Suara.com - Pemerintah Indonesia berhasil membuktikan adanya diskriminasi oleh Uni Eropa (UE) dalam sengketa dagang kelapa sawit melalui Badan Penyelesaian Sengketa Organisasi Perdagangan Dunia (Dispute Settlement Body World Trade Organization/DSB WTO).
Keberhasilan ini tercatat dalam laporan hasil putusan Panel WTO (panel report) yang dirilis pada 10 Januari 2025.
Menteri Perdagangan, Budi Santoso mengatakan, dengan adanya rilis WTO ini, maka tuduhan Uni Eropa tentang sawit Indonesia terbantahkan.
"Kami berharap keputusan ini menjadi dasar agar Uni Eropa tidak memberlakukan kebijakan diskriminatif di masa mendatang. Selain itu, negara mitra dagang lainnya diharapkan tidak melakukan tindakan serupa yang dapat menghambat perdagangan global,” ujar Mendag Budi dalam keterangan tertulisnya, Jumat (17/1/2025).
Baca Juga: Tantangan dan Peluang dalam Penambahan Lahan Sawit di Indonesia Menurut Pakar
Panel WTO menemukan bahwa Uni Eropa memberikan perlakuan yang tidak adil terhadap biofuel berbahan kelapa sawit asal Indonesia dibandingkan dengan produk sejenis dari Uni Eropa, seperti rapeseed dan bunga matahari.
Uni Eropa juga memberikan keuntungan lebih kepada produk lain, seperti kedelai, yang diimpor dari negara non-UE.
Selain itu, UE dianggap gagal dalam meninjau data yang digunakan untuk mengklasifikasikan biofuel kelapa sawit sebagai berisiko tinggi terhadap alih fungsi lahan (high ILUC-risk).
Panel juga menyoroti kekurangan dalam penerapan kriteria dan prosedur sertifikasi risiko rendah (low ILUC-risk) yang diatur dalam Renewable Energy Directive (RED) II.

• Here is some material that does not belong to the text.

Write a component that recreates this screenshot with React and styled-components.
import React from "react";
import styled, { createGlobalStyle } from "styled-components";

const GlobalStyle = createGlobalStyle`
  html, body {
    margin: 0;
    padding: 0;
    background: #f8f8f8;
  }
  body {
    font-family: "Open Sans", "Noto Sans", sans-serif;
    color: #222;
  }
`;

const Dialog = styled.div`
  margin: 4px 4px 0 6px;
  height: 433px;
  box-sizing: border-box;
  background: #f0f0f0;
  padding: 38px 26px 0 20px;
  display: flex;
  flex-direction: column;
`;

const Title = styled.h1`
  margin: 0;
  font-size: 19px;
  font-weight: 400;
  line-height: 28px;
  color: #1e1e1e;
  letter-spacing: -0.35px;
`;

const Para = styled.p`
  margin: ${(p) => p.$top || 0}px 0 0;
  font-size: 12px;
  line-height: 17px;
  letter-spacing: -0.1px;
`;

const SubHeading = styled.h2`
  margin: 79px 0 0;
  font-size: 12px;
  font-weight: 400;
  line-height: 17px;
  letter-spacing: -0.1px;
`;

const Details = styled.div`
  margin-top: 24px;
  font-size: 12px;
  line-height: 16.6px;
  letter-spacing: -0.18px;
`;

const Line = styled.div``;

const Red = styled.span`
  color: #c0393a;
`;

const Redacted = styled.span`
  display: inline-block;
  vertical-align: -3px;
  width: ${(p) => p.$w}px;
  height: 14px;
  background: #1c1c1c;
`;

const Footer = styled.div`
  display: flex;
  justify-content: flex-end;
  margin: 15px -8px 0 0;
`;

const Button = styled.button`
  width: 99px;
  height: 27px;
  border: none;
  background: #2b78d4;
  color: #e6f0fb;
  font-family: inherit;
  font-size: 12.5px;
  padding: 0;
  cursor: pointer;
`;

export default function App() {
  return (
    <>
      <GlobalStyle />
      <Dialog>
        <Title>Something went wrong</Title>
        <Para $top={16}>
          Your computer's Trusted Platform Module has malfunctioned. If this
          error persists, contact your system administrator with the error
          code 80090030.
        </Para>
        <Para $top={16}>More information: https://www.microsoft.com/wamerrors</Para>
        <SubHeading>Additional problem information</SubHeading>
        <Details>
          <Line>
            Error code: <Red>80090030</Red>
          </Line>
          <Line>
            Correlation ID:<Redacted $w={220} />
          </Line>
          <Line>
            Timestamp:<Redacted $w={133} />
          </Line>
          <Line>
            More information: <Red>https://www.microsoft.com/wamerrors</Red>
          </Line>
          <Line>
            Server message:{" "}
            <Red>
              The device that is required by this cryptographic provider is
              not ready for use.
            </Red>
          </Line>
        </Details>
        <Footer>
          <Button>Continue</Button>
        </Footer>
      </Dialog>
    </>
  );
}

Dengan temuan ini, Uni Eropa diwajibkan menyesuaikan kebijakan dalam Delegated Regulation agar sesuai dengan aturan WTO.
"Indonesia melihat kebijakan ini sebagai bentuk proteksionisme yang dibungkus dengan dalih kelestarian lingkungan," kata Mendag Budi.
Baca Juga: Perluasan Kebun Kelapa Sawit Tak Perlu Lakukan Deforestasi
Sengketa ini bermula pada Desember 2019 ketika Indonesia menggugat Uni Eropa di WTO dengan nomor kasus DS593: European Union-Certain Measures Concerning Palm Oil and Oil Palm Crop-Based Biofuels.
Gugatan ini mencakup kebijakan RED II, Delegated Regulation UE, serta kebijakan Prancis yang membatasi akses pasar biofuel berbahan baku kelapa sawit. Kebijakan tersebut meliputi pembatasan konsumsi biofuel berbahan kelapa sawit sebesar 7 persen, penetapan kategori high ILUC-risk, dan penghentian penggunaan secara bertahap (phase out).
Berdasarkan peraturan WTO, laporan panel akan diadopsi dalam waktu 20-60 hari jika tidak ada keberatan dari pihak terkait. Setelah diadopsi, laporan ini akan bersifat mengikat, dan Uni Eropa wajib mematuhi putusan tersebut.
Mendag Budi menyatakan bahwa Indonesia akan terus memantau perubahan regulasi Uni Eropa agar sesuai dengan keputusan WTO. Pemerintah juga mempertimbangkan langkah compliance panel jika diperlukan.
Selain itu, Indonesia akan memperkuat upaya membuka akses pasar sawit melalui berbagai forum perundingan internasional.
"Keberhasilan ini merupakan hasil dari koordinasi intensif antara kementerian, lembaga, pelaku industri, asosiasi kelapa sawit, tim ahli, dan kuasa hukum Pemerintah Indonesia," pungkas Mendag Budi.